MARINETTE - It's called "Cross the Line" and the activity is used by some schools to build awareness and in some cases prevent bullying among students.

A set of questions are asked and while in a group, students step forward or cross the line when answering yes to the question.

Students from Marinette Middle School participated in the activity last week.

Some parents were upset. They say the activity was inappropriate.

But, the school principal is defending the program.

"We have a lot of students with a lot of different talents, a lot of different likes and a lot of different issues that they struggle with on a daily basis so this activity's purpose was to help students gain a better understanding of that diversity," said Shawn Limberg, Marinette Middle School principal.
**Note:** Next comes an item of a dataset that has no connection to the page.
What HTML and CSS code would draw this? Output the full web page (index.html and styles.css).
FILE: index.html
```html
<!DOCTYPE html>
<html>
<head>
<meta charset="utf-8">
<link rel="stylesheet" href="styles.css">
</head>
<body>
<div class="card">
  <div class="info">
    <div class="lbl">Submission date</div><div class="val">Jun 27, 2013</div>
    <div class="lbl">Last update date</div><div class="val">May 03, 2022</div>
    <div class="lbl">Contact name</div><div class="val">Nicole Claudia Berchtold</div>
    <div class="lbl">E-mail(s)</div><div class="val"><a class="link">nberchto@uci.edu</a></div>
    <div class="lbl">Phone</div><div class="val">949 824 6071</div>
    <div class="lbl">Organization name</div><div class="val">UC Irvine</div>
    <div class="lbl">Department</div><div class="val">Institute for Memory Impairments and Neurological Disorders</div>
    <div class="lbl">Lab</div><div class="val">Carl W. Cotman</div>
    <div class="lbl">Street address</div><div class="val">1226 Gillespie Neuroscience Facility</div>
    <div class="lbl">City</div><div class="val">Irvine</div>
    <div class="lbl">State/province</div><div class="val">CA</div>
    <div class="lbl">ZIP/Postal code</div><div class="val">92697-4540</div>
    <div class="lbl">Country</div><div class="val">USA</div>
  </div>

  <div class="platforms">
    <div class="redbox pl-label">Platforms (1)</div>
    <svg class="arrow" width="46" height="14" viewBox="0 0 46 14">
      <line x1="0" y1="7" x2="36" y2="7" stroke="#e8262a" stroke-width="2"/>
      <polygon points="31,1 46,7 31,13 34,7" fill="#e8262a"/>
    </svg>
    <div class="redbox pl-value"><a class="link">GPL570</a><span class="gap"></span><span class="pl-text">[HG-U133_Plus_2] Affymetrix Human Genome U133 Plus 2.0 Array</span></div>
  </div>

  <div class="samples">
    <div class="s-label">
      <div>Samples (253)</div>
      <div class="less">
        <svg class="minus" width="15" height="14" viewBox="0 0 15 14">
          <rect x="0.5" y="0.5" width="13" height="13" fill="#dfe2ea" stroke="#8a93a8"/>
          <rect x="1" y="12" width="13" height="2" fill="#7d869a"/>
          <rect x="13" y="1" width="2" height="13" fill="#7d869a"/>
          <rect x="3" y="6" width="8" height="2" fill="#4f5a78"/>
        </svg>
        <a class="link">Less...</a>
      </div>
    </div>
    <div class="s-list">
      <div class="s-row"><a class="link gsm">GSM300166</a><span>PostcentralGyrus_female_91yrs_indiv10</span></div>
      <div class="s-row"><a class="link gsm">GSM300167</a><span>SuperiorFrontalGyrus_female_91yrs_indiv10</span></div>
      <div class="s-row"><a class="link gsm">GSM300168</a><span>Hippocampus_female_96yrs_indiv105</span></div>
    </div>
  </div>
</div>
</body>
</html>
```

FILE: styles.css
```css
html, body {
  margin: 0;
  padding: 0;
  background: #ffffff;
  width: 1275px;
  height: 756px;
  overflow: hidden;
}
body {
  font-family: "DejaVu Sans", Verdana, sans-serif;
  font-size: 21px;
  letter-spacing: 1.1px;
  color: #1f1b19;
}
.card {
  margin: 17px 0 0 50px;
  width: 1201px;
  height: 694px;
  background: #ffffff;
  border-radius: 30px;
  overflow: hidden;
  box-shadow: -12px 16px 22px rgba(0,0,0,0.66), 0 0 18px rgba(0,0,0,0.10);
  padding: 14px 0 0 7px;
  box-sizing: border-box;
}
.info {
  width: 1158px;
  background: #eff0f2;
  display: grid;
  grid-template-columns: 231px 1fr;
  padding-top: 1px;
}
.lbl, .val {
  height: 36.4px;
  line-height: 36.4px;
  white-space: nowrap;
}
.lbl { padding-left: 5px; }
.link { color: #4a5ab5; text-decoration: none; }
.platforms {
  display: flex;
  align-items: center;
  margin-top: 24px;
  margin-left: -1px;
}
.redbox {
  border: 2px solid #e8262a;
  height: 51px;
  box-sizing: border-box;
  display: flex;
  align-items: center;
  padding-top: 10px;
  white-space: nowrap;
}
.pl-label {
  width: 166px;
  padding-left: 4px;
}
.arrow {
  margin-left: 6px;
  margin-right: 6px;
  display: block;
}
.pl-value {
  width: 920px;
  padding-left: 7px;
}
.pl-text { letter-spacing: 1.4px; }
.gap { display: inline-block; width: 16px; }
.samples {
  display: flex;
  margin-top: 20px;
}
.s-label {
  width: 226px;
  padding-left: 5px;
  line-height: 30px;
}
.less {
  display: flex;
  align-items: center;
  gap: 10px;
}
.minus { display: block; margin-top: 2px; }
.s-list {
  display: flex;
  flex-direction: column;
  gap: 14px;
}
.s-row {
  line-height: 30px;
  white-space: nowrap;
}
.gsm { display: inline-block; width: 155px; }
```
When FOX 11 spoke with parents last week, they told us if students didn't participate in the activity, they would receive and in-school suspension.
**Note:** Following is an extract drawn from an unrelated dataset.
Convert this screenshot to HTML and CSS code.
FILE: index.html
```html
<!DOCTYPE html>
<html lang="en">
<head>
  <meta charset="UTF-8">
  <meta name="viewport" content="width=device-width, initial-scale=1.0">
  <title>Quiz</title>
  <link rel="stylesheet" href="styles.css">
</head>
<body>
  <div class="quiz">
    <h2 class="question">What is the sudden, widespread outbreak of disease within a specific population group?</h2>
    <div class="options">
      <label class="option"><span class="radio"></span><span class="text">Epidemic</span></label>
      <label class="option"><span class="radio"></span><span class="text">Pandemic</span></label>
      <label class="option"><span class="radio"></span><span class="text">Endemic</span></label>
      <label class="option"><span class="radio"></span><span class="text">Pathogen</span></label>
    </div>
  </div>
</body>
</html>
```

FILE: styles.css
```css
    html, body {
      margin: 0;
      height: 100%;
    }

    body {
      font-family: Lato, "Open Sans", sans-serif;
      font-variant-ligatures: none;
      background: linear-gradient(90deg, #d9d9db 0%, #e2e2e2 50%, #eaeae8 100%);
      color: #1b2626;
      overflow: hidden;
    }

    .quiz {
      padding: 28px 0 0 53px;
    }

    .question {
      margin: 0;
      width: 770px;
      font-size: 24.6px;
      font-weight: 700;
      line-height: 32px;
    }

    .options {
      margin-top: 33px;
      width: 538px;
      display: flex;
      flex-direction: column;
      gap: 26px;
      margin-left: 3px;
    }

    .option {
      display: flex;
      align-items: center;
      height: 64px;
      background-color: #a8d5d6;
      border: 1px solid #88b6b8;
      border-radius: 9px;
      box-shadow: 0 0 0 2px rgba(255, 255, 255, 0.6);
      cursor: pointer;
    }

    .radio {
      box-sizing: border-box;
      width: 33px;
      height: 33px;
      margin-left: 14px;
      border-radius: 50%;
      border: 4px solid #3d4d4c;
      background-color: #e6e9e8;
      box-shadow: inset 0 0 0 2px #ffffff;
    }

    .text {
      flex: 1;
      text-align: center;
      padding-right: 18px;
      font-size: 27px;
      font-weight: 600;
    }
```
However, Limberg said students were not forced to participate in the activity and they were never threatened with disciplinary action.

Limberg showed us all of the questions that students were asked.

Some of which included: cross the line if you enjoy sports, or school or flown on an airplane.

But other questions, get a little more sensitive for some...involving topics on alcohol and drug abuse, or hurting yourself.

One parent felt the activity will lead to more bullying.

"If I cross the line and say I've had a parent in jail and this person doesn't, you know, that's showing something bad of me. How is that going to get us connected? That's going to give the person next to me more reason to throw something in my face," said Tiffany Goodlet, parent of 7th grade student.

But Limberg disagrees.

"The number one reason why kids bully is because they don't feel good about themselves and they feel alone," Limberg said.

Richard Swiatnicki's son is a fifth grade student at the school and he said the questions were too personal.

"The questions they were asked were inappropriate, especially for kids that age unless they're in a therapeutic setting. If you put yourself into the mindset of a 10 or 11-year-old child, that can be perceived in many different ways," said Swiatnicki.

The school admits, parents should have been notified before the activity was conducted and said if a similar activity is planned, parents will be told in advance.